Lin: So, in China or elsewhere in Asia, investment-grade bonds are very much in favor. How are you playing this space?

Chan: Yeah, I think again another very good observation. We've seen Asia investment grade has so far year to date returned somewhere between 3 to 4% and that's in spite of U.S. Treasuries continuing to remain fairly volatile. I think we've been saying for some time that Asia investment grade is a great place and a great tool to have as a structural allocation within a global credit portfolio. And that's speaking to some of the strong risk-adjusted returns we've seen in Asia investment grade over the past decade and more. And we do believe, and we do expect that this resilience will continue.
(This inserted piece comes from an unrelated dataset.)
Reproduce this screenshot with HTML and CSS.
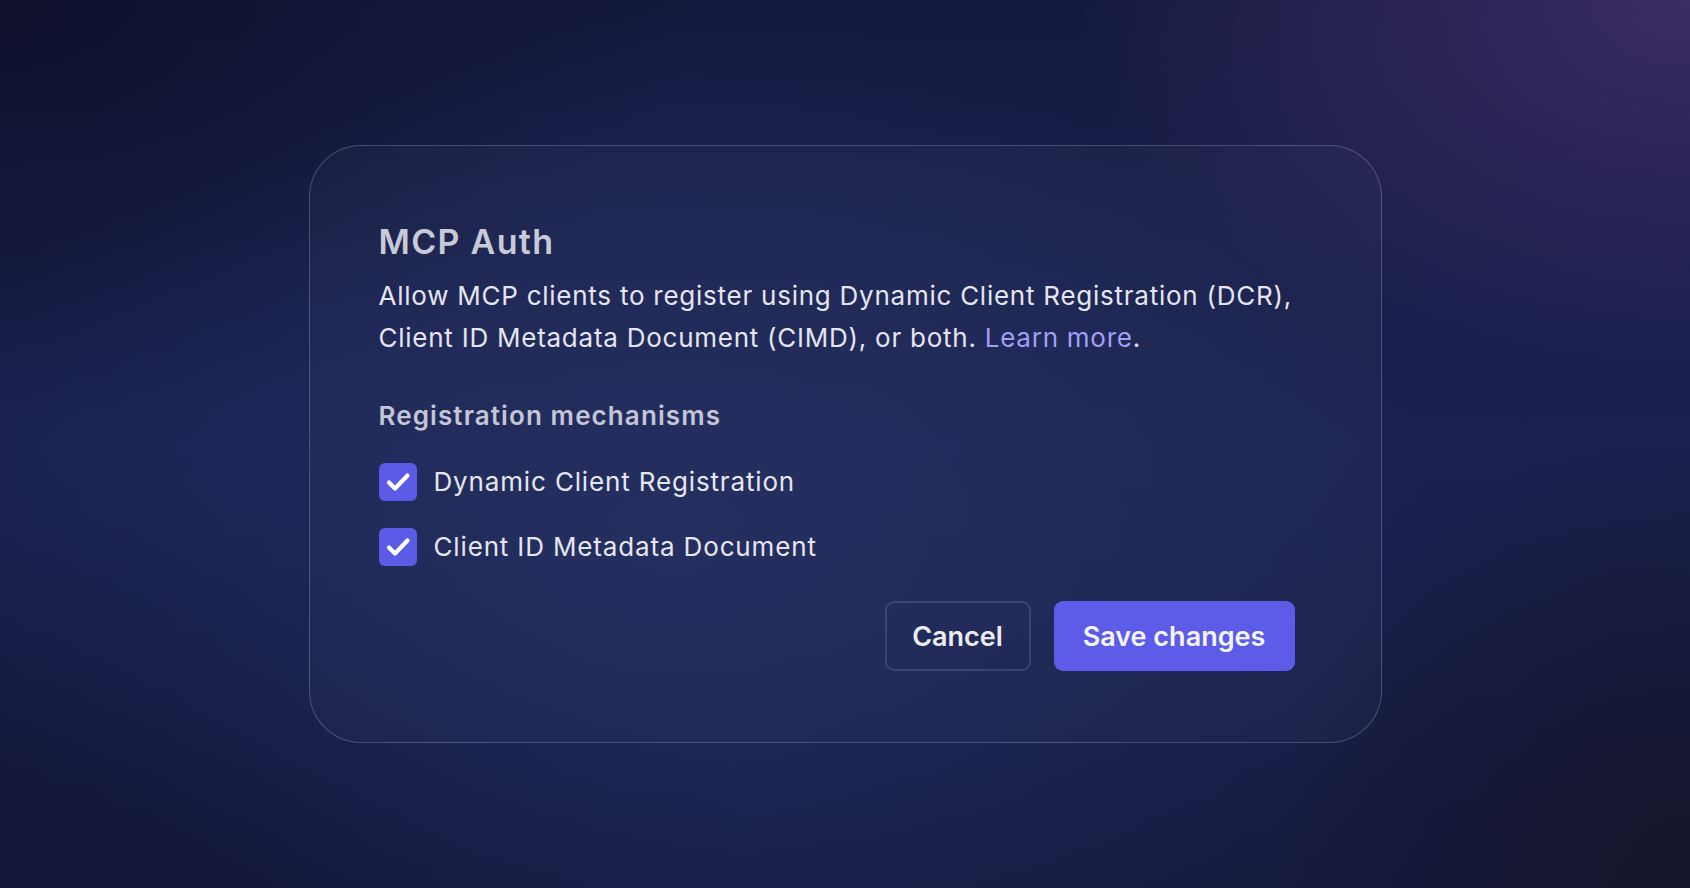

So in periods of global market uncertainty of global market volatility, we do think Asia credit investment grade will continue to hold up.
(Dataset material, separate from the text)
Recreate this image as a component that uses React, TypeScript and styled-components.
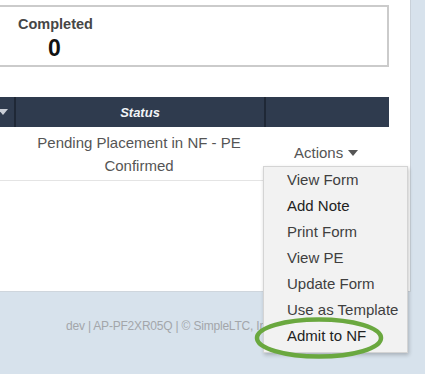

Right now, I think within Asia we do see the merits of a more diversified approach. It is an asset class that tends to focus a lot on China, particularly with the headlines, but we like the approach of diversifying into some of the other markets around the region. So, we see some good opportunities in the likes of India, Korea, and also across Southeast Asia.

Lin: Finally, we have seen issuers in Asia retiring their U.S. dollar bonds to pivot to local currency markets, where financing is obviously cheaper. Do you think supply will remain low and how has this impacted your fund's opportunity set?
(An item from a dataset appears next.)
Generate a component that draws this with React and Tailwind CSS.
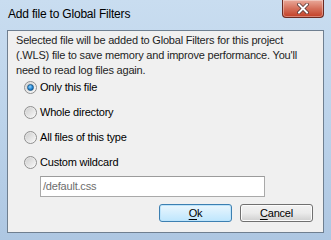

Chan: So I think we've had this backdrop where there's still uncertainty about the U.S. rate outlook. U.S. Treasuries have remained volatile. As you say, funding costs in the U.S. market have remained high. Capital expenditure demands have also been more muted from a lot of corporate sectors in Asia. So all those things have combined together for a more muted issuance backdrop. Until we see more clarity on some of those themes, I still think issuance is likely to remain muted.

At the same time, we do believe we're closer to the end of the rate hiking cycle. Issuance, I'm sure, is ready to issue, once the market opens up and the demand I think can come back fairly quickly.

In terms of what it means for our opportunity set, I think on the secondary market, we still see good opportunities. I think one of the positives of what we've seen is that the local market funding comes from a place where domestic banking systems have remained very liquid and also very healthy. And so the fact that these corporates, for example in Indonesia and India have been able to get funding in domestic markets at very attractive yields. It also takes the pressure off the dollar bond space and allows them to tender for bonds and actually provide some more upside to secondary market investors. But we would certainly like to see the primary market reopen. We do think that will bring more opportunities and more diversification for investors.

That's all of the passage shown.